TO BE DONE: Read the records below and copy each line that contains "this".

MATERIALS PROVIDED:
........

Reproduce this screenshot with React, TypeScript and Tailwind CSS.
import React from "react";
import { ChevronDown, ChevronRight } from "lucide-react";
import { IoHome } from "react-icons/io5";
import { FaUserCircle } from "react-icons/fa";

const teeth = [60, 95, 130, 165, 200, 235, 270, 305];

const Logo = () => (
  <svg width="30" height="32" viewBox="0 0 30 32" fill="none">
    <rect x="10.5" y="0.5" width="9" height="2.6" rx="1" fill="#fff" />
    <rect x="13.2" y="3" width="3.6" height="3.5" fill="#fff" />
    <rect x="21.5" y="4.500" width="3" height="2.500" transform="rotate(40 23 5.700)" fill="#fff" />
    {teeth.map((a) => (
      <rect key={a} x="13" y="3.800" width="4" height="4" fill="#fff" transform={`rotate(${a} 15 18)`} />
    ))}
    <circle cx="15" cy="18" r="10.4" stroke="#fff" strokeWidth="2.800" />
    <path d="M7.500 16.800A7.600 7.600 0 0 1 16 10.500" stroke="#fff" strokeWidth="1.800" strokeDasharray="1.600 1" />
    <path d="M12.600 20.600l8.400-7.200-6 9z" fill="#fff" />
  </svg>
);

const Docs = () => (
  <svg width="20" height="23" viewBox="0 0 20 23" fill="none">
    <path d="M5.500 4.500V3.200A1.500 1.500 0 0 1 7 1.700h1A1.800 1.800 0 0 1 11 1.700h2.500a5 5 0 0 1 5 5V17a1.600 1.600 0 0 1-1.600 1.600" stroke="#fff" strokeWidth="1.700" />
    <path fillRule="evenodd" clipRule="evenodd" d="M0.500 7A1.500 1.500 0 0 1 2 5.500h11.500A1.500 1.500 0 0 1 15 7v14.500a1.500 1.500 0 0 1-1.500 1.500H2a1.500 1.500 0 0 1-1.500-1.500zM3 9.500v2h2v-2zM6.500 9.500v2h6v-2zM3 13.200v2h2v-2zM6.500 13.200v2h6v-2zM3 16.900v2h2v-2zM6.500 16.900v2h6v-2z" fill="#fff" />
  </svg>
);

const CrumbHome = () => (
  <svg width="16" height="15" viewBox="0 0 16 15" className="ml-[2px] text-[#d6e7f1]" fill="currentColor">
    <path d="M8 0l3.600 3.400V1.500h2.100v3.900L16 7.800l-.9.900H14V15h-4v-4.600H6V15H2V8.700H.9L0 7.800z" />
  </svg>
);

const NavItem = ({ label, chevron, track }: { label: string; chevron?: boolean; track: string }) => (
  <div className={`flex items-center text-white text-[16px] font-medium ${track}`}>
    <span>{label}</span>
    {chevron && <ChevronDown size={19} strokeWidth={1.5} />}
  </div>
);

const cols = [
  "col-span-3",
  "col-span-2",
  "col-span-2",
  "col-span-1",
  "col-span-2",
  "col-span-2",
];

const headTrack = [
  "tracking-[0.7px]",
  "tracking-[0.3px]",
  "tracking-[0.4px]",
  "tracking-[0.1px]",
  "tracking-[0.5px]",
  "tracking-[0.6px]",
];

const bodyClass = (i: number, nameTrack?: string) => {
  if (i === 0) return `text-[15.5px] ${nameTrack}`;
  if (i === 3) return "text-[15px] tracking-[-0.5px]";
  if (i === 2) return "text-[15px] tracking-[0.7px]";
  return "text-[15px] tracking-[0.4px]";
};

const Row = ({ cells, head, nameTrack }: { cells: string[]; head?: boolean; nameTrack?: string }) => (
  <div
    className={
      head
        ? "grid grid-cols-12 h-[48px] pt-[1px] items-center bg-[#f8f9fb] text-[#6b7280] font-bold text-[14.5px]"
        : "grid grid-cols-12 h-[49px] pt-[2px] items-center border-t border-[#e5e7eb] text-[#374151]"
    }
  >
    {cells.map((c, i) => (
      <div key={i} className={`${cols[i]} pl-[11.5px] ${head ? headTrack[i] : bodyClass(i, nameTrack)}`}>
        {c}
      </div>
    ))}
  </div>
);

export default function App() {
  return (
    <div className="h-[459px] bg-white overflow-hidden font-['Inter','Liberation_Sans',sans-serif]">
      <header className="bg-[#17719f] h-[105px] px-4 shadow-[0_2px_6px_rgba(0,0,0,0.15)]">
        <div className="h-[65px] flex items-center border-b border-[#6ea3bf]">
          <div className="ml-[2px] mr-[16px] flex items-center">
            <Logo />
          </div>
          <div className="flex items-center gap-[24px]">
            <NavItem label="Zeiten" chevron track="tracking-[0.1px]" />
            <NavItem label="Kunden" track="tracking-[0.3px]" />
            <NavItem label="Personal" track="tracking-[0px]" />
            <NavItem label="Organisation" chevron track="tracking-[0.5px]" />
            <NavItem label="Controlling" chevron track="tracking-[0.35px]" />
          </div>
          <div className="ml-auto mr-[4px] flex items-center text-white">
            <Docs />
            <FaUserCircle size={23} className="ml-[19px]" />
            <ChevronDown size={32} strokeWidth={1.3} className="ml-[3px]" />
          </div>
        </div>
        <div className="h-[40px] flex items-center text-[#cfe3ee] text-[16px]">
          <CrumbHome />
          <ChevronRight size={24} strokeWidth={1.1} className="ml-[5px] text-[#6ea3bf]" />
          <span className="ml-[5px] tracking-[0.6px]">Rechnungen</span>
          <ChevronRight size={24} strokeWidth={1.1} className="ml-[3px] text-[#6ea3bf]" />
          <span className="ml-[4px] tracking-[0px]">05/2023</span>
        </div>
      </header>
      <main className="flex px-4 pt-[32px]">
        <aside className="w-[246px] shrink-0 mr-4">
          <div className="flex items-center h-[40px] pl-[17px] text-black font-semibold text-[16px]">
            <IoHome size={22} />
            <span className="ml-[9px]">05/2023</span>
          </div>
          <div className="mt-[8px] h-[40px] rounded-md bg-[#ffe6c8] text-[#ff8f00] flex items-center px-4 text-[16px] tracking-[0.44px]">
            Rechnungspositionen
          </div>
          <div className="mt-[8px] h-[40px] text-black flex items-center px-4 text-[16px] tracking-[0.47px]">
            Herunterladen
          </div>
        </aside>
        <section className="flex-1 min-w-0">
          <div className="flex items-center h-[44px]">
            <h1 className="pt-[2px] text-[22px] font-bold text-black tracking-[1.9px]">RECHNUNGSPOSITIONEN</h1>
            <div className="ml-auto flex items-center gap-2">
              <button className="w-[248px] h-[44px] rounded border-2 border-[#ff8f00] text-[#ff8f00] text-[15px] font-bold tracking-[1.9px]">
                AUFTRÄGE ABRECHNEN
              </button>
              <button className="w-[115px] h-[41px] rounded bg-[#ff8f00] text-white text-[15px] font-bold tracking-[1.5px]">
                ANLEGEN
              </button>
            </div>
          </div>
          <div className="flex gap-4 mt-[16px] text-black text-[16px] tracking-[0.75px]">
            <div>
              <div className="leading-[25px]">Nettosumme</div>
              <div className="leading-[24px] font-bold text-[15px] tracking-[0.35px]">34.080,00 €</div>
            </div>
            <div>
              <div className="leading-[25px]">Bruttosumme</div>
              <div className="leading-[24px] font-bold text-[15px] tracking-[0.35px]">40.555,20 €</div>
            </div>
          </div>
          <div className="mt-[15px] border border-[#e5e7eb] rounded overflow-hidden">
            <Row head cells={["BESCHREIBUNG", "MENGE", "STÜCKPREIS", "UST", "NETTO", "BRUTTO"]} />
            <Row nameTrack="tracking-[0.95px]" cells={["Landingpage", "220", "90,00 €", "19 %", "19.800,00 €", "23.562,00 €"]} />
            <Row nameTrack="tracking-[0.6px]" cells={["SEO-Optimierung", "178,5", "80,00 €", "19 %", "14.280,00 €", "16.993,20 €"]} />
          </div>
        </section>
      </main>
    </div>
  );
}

........

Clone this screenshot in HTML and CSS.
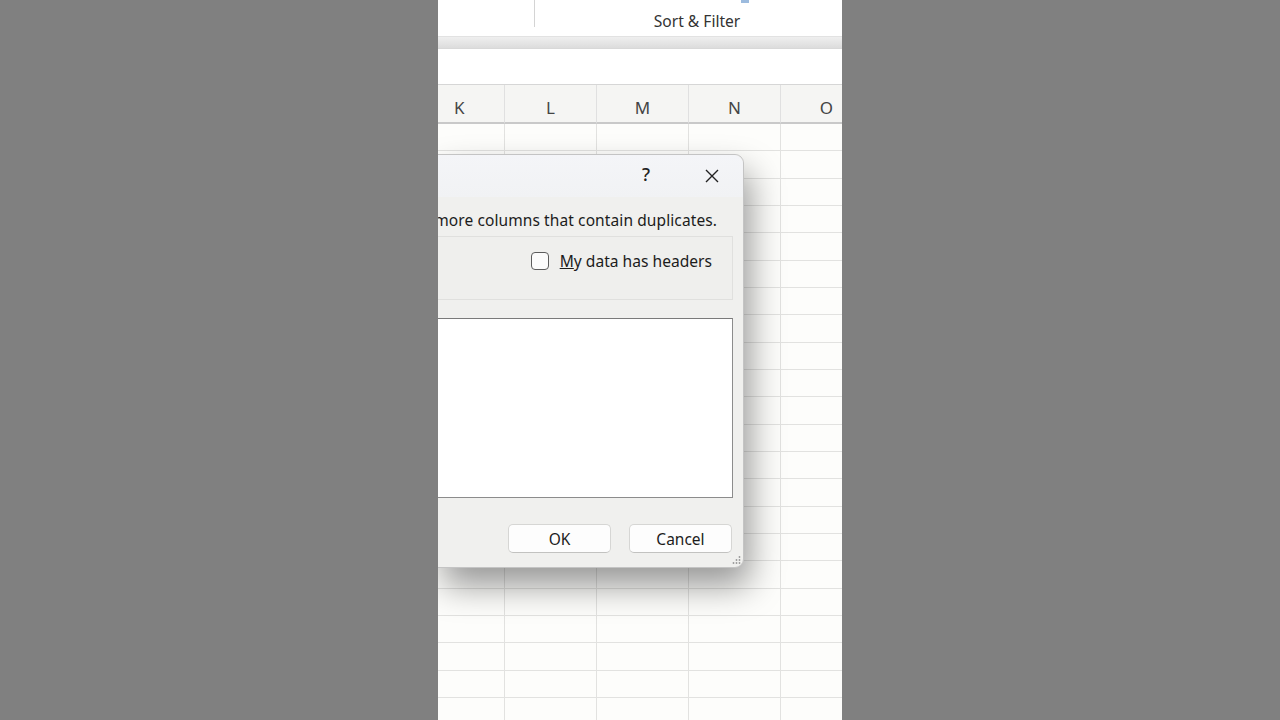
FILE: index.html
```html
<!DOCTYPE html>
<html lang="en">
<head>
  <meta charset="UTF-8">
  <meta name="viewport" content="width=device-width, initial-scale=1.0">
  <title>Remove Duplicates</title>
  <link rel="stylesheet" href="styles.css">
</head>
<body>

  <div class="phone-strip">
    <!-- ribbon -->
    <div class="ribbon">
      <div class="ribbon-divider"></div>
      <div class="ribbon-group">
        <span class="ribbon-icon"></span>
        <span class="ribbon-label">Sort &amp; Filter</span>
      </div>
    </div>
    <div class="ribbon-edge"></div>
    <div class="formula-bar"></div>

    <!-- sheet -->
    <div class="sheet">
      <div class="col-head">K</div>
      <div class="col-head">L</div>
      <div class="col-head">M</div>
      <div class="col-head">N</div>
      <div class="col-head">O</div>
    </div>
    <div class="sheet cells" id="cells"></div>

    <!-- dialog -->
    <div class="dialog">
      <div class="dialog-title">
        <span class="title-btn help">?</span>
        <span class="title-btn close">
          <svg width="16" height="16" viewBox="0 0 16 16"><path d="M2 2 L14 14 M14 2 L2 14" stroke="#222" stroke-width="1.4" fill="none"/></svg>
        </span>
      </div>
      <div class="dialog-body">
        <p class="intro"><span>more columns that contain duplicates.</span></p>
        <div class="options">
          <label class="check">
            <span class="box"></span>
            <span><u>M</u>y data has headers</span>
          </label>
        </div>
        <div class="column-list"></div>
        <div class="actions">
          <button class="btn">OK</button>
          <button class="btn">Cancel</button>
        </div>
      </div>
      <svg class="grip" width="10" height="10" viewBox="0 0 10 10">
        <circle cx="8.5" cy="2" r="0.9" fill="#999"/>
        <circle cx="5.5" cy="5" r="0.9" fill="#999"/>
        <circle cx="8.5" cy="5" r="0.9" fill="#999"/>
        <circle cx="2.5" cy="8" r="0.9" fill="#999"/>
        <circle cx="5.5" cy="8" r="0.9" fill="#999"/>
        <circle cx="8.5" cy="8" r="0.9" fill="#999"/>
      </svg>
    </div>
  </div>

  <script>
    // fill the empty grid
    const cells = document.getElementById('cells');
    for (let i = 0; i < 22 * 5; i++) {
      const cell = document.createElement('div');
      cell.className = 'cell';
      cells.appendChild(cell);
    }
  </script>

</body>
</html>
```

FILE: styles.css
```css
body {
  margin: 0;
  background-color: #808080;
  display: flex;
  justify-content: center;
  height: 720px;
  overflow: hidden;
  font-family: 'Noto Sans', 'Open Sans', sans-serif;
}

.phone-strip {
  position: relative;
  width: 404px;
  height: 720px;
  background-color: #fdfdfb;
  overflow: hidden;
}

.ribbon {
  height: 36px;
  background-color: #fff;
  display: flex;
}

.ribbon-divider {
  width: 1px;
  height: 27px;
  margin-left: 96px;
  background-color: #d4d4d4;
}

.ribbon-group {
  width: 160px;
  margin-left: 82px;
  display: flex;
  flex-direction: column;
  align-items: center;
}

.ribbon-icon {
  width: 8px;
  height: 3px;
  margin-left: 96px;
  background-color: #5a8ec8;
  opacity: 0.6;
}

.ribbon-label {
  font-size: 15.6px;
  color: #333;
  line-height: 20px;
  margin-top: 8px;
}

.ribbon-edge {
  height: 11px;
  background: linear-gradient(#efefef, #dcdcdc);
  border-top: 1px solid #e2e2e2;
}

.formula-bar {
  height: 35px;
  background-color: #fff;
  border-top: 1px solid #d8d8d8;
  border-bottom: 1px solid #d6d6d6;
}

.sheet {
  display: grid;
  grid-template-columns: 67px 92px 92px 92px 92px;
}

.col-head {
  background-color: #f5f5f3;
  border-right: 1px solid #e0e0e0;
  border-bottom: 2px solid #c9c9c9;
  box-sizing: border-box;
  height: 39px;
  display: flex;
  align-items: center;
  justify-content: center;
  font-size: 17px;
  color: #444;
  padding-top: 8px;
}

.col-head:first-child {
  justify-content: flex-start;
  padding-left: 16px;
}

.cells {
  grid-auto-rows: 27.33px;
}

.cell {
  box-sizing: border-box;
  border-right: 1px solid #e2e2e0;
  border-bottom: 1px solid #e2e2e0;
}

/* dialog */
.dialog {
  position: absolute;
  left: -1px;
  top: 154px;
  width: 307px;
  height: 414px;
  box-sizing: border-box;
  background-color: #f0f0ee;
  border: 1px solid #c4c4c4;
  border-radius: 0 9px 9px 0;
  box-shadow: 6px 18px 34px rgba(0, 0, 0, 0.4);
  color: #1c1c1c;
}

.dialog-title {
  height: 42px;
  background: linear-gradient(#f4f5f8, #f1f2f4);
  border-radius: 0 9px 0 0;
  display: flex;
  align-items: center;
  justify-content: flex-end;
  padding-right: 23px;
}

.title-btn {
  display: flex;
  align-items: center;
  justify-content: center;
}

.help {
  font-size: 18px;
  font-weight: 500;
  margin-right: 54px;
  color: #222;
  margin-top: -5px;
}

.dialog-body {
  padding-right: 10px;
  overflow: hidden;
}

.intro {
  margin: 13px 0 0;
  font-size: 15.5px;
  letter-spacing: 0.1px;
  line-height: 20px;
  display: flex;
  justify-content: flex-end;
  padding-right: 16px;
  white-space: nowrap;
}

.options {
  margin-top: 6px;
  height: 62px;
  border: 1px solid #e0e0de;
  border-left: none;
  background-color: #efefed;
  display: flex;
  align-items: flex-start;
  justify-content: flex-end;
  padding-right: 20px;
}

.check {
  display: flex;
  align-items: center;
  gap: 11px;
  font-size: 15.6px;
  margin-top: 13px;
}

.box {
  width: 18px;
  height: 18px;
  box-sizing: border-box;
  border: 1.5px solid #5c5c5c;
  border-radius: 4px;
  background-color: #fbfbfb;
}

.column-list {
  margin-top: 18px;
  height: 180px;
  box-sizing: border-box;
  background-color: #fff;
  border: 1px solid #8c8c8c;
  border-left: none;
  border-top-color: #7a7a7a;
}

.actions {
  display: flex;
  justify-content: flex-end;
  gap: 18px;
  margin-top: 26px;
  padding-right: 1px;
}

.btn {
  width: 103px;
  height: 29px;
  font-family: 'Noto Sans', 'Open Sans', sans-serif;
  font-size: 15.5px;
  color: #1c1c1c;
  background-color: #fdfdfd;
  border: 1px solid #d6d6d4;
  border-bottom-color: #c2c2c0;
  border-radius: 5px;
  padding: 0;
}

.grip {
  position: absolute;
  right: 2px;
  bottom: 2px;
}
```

........

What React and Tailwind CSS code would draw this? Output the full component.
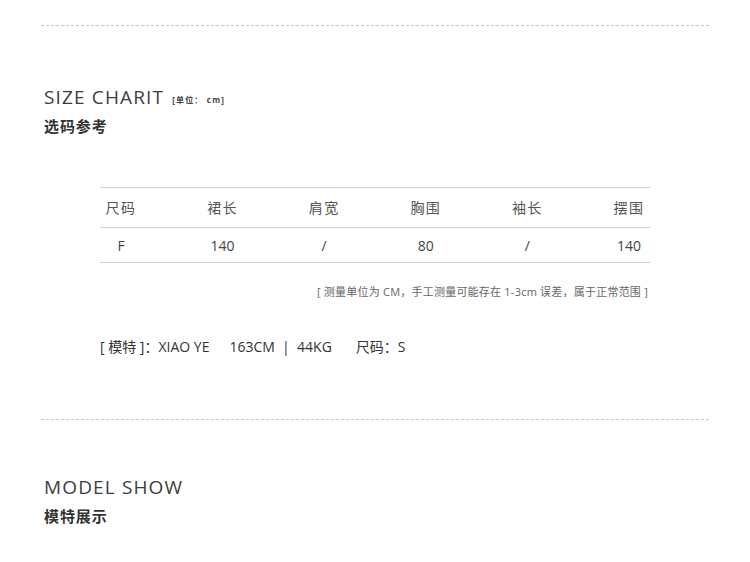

........

COMPLETED TASK:
Reproduce this screenshot with React, TypeScript and Tailwind CSS.
Clone this screenshot in HTML and CSS.
What React and Tailwind CSS code would draw this? Output the full component.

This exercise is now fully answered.